Oh S***, (d6) Rats!

Rip & Tear (Your Character Sheet)

character-sheet

Name

Ah yes, the humble character sheet. That record of tracking whatever doodads and trinkets our little weirdos have gotten in their possibly illegal, highly dangerous adventures. Players mark it with their stats, their items and write down any notes or even doodle what their character looks like. (One of my characters drew a whole self-portrait of their character on the back of their sheet).

Often though, the sheet is really just there to record-keep. Most of the time, it's just there to help a player keep track of their character. A sheet of notebook paper has the same effect. Almost every RPG that uses a character sheet has it listed in the obligatory "What you need to play" section and yet often it's the most overlooked tool. A character sheet can be just as important in telling stories as the d6/d20 or the playing card or the players themselves.

Backstory

I'll give an example. I'm running a CY_Borg campaign right now. My players are having a grand time sticking it to the corpo scum. However, in CY_Borg, every day the GM rolls a die of their choosing and if it's a 1, a Miserable Headline occurs. This is usually some massive world-changing event, and the 7th one is always the same: The world is revealed to be a simulation and the world resets in 24 hours. I decided to incorporate that into my game by having players "dive in" to the source code of the world itself. Upon doing so, I asked something that made them all pause: "Can I see your character sheet?"

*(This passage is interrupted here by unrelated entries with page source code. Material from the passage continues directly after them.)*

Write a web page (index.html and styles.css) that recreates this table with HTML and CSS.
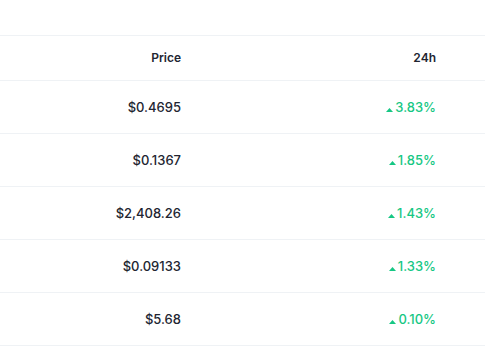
FILE: index.html
```html
<!DOCTYPE html>
<html lang="en">
<head>
<meta charset="utf-8">
<title>Prices</title>
<link rel="stylesheet" href="styles.css">
</head>
<body>
<div class="wrap">
  <div class="table">
    <div class="row head">
      <div class="cell price">Price</div>
      <div class="cell change">24h</div>
      <div class="cell rest"></div>
    </div>
    <div class="row">
      <div class="cell price">$0.4695</div>
      <div class="cell change up"><svg class="caret" width="7" height="4" viewBox="0 0 7 4"><polygon points="0,4 3.5,0 7,4"/></svg>3.83%</div>
      <div class="cell rest"></div>
    </div>
    <div class="row">
      <div class="cell price">$0.1367</div>
      <div class="cell change up"><svg class="caret" width="7" height="4" viewBox="0 0 7 4"><polygon points="0,4 3.5,0 7,4"/></svg>1.85%</div>
      <div class="cell rest"></div>
    </div>
    <div class="row">
      <div class="cell price">$2,408.26</div>
      <div class="cell change up"><svg class="caret" width="7" height="4" viewBox="0 0 7 4"><polygon points="0,4 3.5,0 7,4"/></svg>1.43%</div>
      <div class="cell rest"></div>
    </div>
    <div class="row">
      <div class="cell price">$0.09133</div>
      <div class="cell change up"><svg class="caret" width="7" height="4" viewBox="0 0 7 4"><polygon points="0,4 3.5,0 7,4"/></svg>1.33%</div>
      <div class="cell rest"></div>
    </div>
    <div class="row">
      <div class="cell price">$5.68</div>
      <div class="cell change up"><svg class="caret" width="7" height="4" viewBox="0 0 7 4"><polygon points="0,4 3.5,0 7,4"/></svg>0.10%</div>
      <div class="cell rest"></div>
    </div>
  </div>
</div>
</body>
</html>
```
FILE: styles.css
```css
html, body {
  margin: 0;
  padding: 0;
  background: #ffffff;
}
body {
  font-family: Inter, "Noto Sans", "Liberation Sans", sans-serif;
  color: #222531;
  width: 485px;
  height: 360px;
  overflow: hidden;
}
.wrap {
  padding-top: 35px;
}
.table {
  border-top: 1px solid #eff2f5;
}
.row {
  display: grid;
  grid-template-columns: 193px 255px 1fr;
  height: 52.1px;
  border-bottom: 1px solid #eff2f5;
  align-items: center;
}
.row.head {
  height: 43.5px;
}
.cell {
  text-align: right;
  padding-right: 12px;
  font-size: 13px;
  font-weight: 500;
  white-space: nowrap;
}
.head .cell {
  font-size: 12px;
  font-weight: 600;
}
.change.up {
  color: #16c784;
  font-size: 13px;
  display: flex;
  justify-content: flex-end;
  align-items: baseline;
}
.caret {
  fill: #16c784;
  margin-right: 2px;
  margin-bottom: 1px;
}
```
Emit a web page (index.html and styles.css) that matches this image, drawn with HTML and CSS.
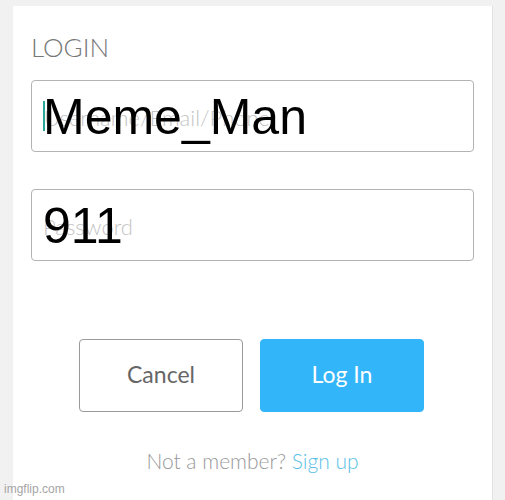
FILE: index.html
```html
<!DOCTYPE html>
<html lang="en">
<head>
  <meta charset="UTF-8" />
  <title>Login</title>
  <link rel="stylesheet" href="styles.css">
</head>
<body>
  <div class="card">
    <h2 class="title">LOGIN</h2>

    <div class="field">
      <div class="input">
        <span class="caret"></span>
        <span class="placeholder">Username/Email/Phone</span>
      </div>
      <span class="meme meme-user">Meme_Man</span>
    </div>

    <div class="field">
      <div class="input">
        <span class="placeholder">Password</span>
      </div>
      <span class="meme meme-pass">911</span>
    </div>

    <div class="actions">
      <button class="btn btn-cancel">Cancel</button>
      <button class="btn btn-login">Log In</button>
    </div>

    <p class="signup">Not a member? <a href="#">Sign up</a></p>
  </div>

  <span class="watermark">imgflip.com</span>
</body>
</html>
```

FILE: styles.css
```css
body {
  margin: 0;
  padding: 6px 0 0 13px;
  background: #f1f1f1;
  font-family: 'Lato', sans-serif;
  height: 494px;
  overflow: hidden;
  position: relative;
}
.card {
  width: 443px;
  height: 500px;
  background: #fff;
  border-right: 1px solid #e2e2e2;
  padding: 0 18px;
}
.title {
  margin: 0;
  padding-top: 25px;
  font-size: 26px;
  line-height: 32px;
  font-weight: 300;
  color: #777;
}
.field {
  position: relative;
  margin-top: 17px;
}
.field + .field {
  margin-top: 37px;
}
.input {
  box-sizing: border-box;
  height: 72px;
  border: 1px solid #b3b3b3;
  border-radius: 4px;
  padding: 0 11px;
  display: flex;
  align-items: center;
}
.placeholder {
  font-size: 22px;
  font-weight: 300;
  color: #c4c4c4;
  padding-top: 2px;
}
.caret {
  width: 2px;
  height: 30px;
  margin-right: -1px;
  background: #2aa79b;
}
.meme {
  position: absolute;
  left: 12px;
  font-family: 'Liberation Sans', Arial, sans-serif;
  font-size: 50px;
  line-height: 1;
  color: #000;
}
.meme-user {
  top: 12px;
}
.meme-pass {
  left: 12px;
  top: 12px;
}
.actions {
  display: flex;
  justify-content: center;
  gap: 17px;
  margin-top: 78px;
  padding-right: 2px;
}
.btn {
  width: 164px;
  height: 73px;
  padding: 0 0 4px;
  border-radius: 4px;
  font-family: 'Lato', sans-serif;
  font-size: 23px;
  cursor: pointer;
}
.btn-cancel {
  background: #fff;
  border: 1px solid #9a9a9a;
  color: #666;
}
.btn-login {
  background: #33b5fa;
  border: 1px solid #33b5fa;
  color: #fff;
}
.signup {
  margin: 36px 0 0;
  text-align: center;
  font-size: 21px;
  font-weight: 300;
  color: #999;
}
.signup a {
  color: #5bbfe6;
  text-decoration: none;
}
.watermark {
  position: absolute;
  left: 4px;
  bottom: 4px;
  font-family: 'Liberation Sans', Arial, sans-serif;
  font-size: 12px;
  color: #a5a5a5;
}
```
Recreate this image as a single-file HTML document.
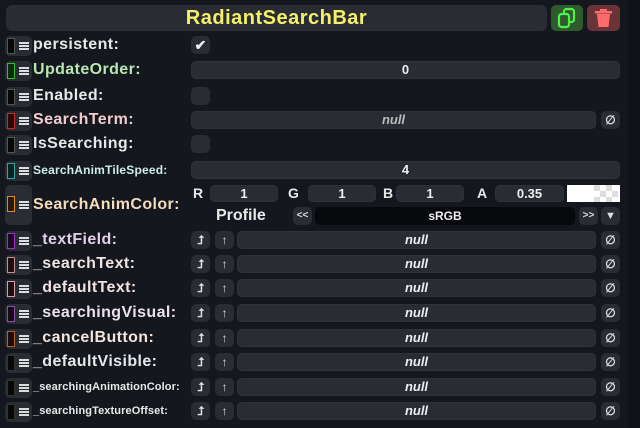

Now, this whole thing hinges on your players' permission. Their characters are a part of them. Asking to make changes to it is a big deal. If my players had said no, I would've respected that and moved on. They trusted me though and away I went. I marked down stats in pen, I changed their weapons, abilities, even their names in some cases. I fundamentally changed their character and thus now, they experience the game and the world in a completely different way. And they all loved it. They were so excited at the ramifications of this and what it all means. I was excited at how I could now throw different challenges at them.

To Hit

The character sheet is underappreciated. Yes, it's a record of what the character has and what they're capable of, but it's also a story tool, a list of things that the character can and can't do, who they are and aren't, and what they've done to the world and what the world has done to them.

Use the tools you're given. Use whatever you have on hand to have the game you and your players want to have.